Rubber roofs are common on newer RVs since they're very lightweight and great at repelling water. Unfortunately, they're susceptible to being torn or punctured by tree branches. This can happen when a branch falls on your RV's roof while you're camping or storing it on your driveway, and it can also happen when you're driving and a low-lying branch scrapes against your roof. Thankfully, rubber roofs are typically easy to repair when they've been damaged by a tree branch. To find out how, read on.

1. Find Out Which Material Your Roof Is Made From

Rubber roofs on RVs are made from either EPDM (ethylene propylene diene monomer) rubber or TPO (thermoplastic polyolefin.) The steps for repairing them are the same, but the type you have on your RV determines which products you'll use to repair it. Using the right product will ensure that it adheres tightly to your roof. In order to find out which material your RV uses, check the owner's manual or look at the specifications for your make and model of RV online.

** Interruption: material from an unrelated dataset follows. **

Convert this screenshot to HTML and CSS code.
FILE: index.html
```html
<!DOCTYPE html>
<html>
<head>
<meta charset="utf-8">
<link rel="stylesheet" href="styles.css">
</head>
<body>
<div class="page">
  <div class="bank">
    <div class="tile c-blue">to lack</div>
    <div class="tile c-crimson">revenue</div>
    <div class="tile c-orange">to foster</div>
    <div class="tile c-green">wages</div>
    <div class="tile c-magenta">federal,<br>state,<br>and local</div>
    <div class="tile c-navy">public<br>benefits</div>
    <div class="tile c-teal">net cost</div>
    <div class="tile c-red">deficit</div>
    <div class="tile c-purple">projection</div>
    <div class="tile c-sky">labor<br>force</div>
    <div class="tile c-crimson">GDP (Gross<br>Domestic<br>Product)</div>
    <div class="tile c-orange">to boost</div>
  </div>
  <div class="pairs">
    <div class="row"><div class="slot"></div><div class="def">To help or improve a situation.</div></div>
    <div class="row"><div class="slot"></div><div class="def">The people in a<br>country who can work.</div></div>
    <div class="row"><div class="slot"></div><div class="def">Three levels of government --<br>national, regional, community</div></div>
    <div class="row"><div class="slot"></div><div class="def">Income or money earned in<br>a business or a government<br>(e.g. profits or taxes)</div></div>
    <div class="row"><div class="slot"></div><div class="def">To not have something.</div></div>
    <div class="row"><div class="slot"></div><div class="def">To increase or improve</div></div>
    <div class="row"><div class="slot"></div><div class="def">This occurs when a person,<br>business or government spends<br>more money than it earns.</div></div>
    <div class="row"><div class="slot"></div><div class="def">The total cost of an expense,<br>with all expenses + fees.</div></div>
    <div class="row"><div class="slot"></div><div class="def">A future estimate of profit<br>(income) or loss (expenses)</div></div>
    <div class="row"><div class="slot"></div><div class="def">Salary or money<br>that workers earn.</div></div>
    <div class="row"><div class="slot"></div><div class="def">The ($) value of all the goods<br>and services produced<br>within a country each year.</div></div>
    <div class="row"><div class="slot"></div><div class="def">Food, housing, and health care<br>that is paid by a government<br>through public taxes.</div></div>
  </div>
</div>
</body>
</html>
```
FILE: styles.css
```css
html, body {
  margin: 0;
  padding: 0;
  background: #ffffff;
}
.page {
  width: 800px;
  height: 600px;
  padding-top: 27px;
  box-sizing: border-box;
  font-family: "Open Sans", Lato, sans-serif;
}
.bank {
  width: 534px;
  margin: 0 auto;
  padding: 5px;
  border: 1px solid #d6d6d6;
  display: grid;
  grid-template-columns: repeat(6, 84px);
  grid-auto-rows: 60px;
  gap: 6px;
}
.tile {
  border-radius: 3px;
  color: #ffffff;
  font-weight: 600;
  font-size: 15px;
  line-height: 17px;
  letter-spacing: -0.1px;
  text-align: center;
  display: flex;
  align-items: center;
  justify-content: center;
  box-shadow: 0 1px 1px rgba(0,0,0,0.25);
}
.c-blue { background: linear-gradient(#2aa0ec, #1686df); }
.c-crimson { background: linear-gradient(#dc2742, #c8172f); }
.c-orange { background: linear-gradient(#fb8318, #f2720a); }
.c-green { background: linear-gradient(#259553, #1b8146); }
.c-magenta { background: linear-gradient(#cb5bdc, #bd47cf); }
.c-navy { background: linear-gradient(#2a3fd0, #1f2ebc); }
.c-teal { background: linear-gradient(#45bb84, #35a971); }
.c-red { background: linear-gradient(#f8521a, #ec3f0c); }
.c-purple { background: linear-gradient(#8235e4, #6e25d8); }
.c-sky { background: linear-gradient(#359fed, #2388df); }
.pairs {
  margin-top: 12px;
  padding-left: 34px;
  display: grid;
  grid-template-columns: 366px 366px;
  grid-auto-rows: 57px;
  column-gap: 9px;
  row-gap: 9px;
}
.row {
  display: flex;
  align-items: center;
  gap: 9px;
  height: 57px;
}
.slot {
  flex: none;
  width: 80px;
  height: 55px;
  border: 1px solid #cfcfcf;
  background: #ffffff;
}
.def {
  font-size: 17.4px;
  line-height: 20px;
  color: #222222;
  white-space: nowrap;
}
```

2. Determine if the Plywood Was Damaged

Once you've found out which type of rubber roof you have, you'll need to see how badly the tree branch damaged your roof. A rubber RV roof consists of a thin membrane that's glued to the plywood that makes up your roof's structure. Since the membrane is thin, a large tree branch can tear right through it and damage the plywood underneath.

If you notice that the plywood underneath the damaged area is broken, you'll need to take your camper to a professional RV repair shop — repairing the rubber roofing membrane is easy, but repairing the plywood requires cutting out part of the roof and attaching a new sheet of plywood to the joists. This is a repair that's best handled by professionals since doing it incorrectly can lead to your roof leaking and water causing damage to the interior of your RV.

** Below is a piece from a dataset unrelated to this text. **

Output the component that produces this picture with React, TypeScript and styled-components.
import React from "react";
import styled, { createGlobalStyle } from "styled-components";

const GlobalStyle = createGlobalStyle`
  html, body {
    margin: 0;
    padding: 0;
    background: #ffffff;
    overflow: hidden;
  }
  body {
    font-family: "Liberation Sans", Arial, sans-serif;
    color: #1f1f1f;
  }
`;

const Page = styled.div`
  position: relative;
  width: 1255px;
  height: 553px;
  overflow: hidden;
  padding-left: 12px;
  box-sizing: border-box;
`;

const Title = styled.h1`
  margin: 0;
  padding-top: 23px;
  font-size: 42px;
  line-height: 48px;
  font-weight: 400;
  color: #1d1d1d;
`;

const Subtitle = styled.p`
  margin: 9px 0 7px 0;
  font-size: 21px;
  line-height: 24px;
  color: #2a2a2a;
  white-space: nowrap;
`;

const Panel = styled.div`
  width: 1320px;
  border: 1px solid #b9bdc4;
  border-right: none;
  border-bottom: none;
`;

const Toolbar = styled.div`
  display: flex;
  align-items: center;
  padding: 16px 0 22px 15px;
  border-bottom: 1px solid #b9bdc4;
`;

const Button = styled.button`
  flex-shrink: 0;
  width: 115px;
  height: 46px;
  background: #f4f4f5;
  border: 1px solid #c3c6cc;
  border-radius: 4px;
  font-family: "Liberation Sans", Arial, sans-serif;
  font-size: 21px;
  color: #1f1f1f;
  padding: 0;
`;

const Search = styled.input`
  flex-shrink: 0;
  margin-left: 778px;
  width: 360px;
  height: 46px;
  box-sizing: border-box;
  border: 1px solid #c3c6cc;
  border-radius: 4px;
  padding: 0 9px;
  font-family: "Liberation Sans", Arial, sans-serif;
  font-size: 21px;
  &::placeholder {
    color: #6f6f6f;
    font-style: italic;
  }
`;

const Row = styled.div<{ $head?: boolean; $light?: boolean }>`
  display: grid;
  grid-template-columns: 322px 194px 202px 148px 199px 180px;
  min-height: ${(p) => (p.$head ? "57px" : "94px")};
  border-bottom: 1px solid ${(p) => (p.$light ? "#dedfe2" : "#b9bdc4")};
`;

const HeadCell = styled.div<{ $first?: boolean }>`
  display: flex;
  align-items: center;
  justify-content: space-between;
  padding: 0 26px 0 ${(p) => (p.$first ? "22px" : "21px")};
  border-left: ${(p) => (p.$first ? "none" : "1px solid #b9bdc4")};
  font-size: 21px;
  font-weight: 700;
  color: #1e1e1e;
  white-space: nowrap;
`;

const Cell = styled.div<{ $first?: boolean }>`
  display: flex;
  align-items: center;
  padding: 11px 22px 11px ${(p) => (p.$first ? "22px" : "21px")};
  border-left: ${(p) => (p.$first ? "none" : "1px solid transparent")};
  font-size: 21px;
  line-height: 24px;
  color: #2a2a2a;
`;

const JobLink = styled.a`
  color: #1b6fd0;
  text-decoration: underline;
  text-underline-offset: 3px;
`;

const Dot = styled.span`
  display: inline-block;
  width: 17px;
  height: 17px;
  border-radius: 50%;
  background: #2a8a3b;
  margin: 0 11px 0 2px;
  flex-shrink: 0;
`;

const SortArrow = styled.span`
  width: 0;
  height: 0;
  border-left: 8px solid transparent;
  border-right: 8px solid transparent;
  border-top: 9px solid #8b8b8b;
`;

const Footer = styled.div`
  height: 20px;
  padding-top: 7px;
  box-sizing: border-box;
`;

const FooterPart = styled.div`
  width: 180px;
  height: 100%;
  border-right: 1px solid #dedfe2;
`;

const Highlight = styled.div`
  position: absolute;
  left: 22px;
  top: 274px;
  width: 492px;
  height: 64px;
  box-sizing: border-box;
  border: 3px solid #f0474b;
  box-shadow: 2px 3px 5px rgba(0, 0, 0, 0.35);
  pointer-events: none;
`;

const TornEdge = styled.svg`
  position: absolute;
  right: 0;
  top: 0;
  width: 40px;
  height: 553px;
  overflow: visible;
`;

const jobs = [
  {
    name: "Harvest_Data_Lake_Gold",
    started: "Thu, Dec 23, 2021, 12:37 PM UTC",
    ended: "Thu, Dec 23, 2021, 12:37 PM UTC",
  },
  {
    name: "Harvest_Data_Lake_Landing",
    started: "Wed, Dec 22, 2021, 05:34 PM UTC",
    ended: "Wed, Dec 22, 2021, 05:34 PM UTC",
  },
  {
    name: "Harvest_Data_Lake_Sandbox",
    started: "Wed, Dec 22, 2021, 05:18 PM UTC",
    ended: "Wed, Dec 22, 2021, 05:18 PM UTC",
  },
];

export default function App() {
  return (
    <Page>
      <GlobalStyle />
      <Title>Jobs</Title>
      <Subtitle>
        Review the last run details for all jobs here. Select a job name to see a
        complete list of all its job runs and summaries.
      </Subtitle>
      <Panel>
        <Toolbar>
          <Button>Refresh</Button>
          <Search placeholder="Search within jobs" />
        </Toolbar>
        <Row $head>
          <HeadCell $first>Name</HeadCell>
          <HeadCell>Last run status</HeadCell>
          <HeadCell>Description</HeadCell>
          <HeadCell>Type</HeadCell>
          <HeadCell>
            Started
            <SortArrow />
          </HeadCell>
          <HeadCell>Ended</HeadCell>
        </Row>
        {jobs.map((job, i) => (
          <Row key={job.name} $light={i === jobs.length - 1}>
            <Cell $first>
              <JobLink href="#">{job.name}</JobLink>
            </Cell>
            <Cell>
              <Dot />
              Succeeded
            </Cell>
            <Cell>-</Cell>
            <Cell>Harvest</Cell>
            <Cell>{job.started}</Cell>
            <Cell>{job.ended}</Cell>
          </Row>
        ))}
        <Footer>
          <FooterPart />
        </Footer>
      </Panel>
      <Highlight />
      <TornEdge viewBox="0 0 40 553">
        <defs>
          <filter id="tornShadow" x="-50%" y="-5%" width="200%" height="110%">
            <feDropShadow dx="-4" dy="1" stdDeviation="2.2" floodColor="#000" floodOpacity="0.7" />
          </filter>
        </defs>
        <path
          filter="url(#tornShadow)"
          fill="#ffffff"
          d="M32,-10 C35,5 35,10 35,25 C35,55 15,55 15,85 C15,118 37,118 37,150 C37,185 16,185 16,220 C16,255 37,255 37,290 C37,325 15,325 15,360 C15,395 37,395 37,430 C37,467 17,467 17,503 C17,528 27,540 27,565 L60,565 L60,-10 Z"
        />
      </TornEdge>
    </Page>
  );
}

3. Patch Your Roof Using a Self-Adhering Repair Kit

If the rubber membrane is the only roofing component that was damaged, you'll be able to fully restore your roof by patching the torn or punctured area. You'll need to purchase an RV patch kit designed for either EPDM or TPO roofs depending on the material that's on your RV.

RV patch kits are easy to use since they come with adhesive already applied to them. All you need to do is remove the plastic backing from the patch and carefully cut it into a circular shape that's slightly larger than the hole or tear in your damaged roof. Once you've cut it into the right shape, press the patch onto the damaged area forcefully, and then roll a heavy object over the patch to remove any air bubbles.

If you'd like to make the patch blend in with the rest of your roof, you can purchase an EPDM or TPO roof sealer and roll it over the area. This isn't necessary to prevent leaks — the patch itself is enough. However, it will improve the appearance of your roof by making the patched area less conspicuous.

As you can see, patching a rubber RV roof that's been damaged by a tree branch is an easy process as long as the damage didn't extend to the underlying plywood. The patch is made from the same material that your roof is made of, so it'll stand up to rain just as well as your original roof. If you don't feel comfortable repairing your roof on your own or if the damage from the tree branch was severe, take your camper to an RV repair shop — repairing your damaged roof correctly will prevent more substantial damage to your RV, such as the plywood underneath the rubber roof slowly rotting away from an unnoticed leak.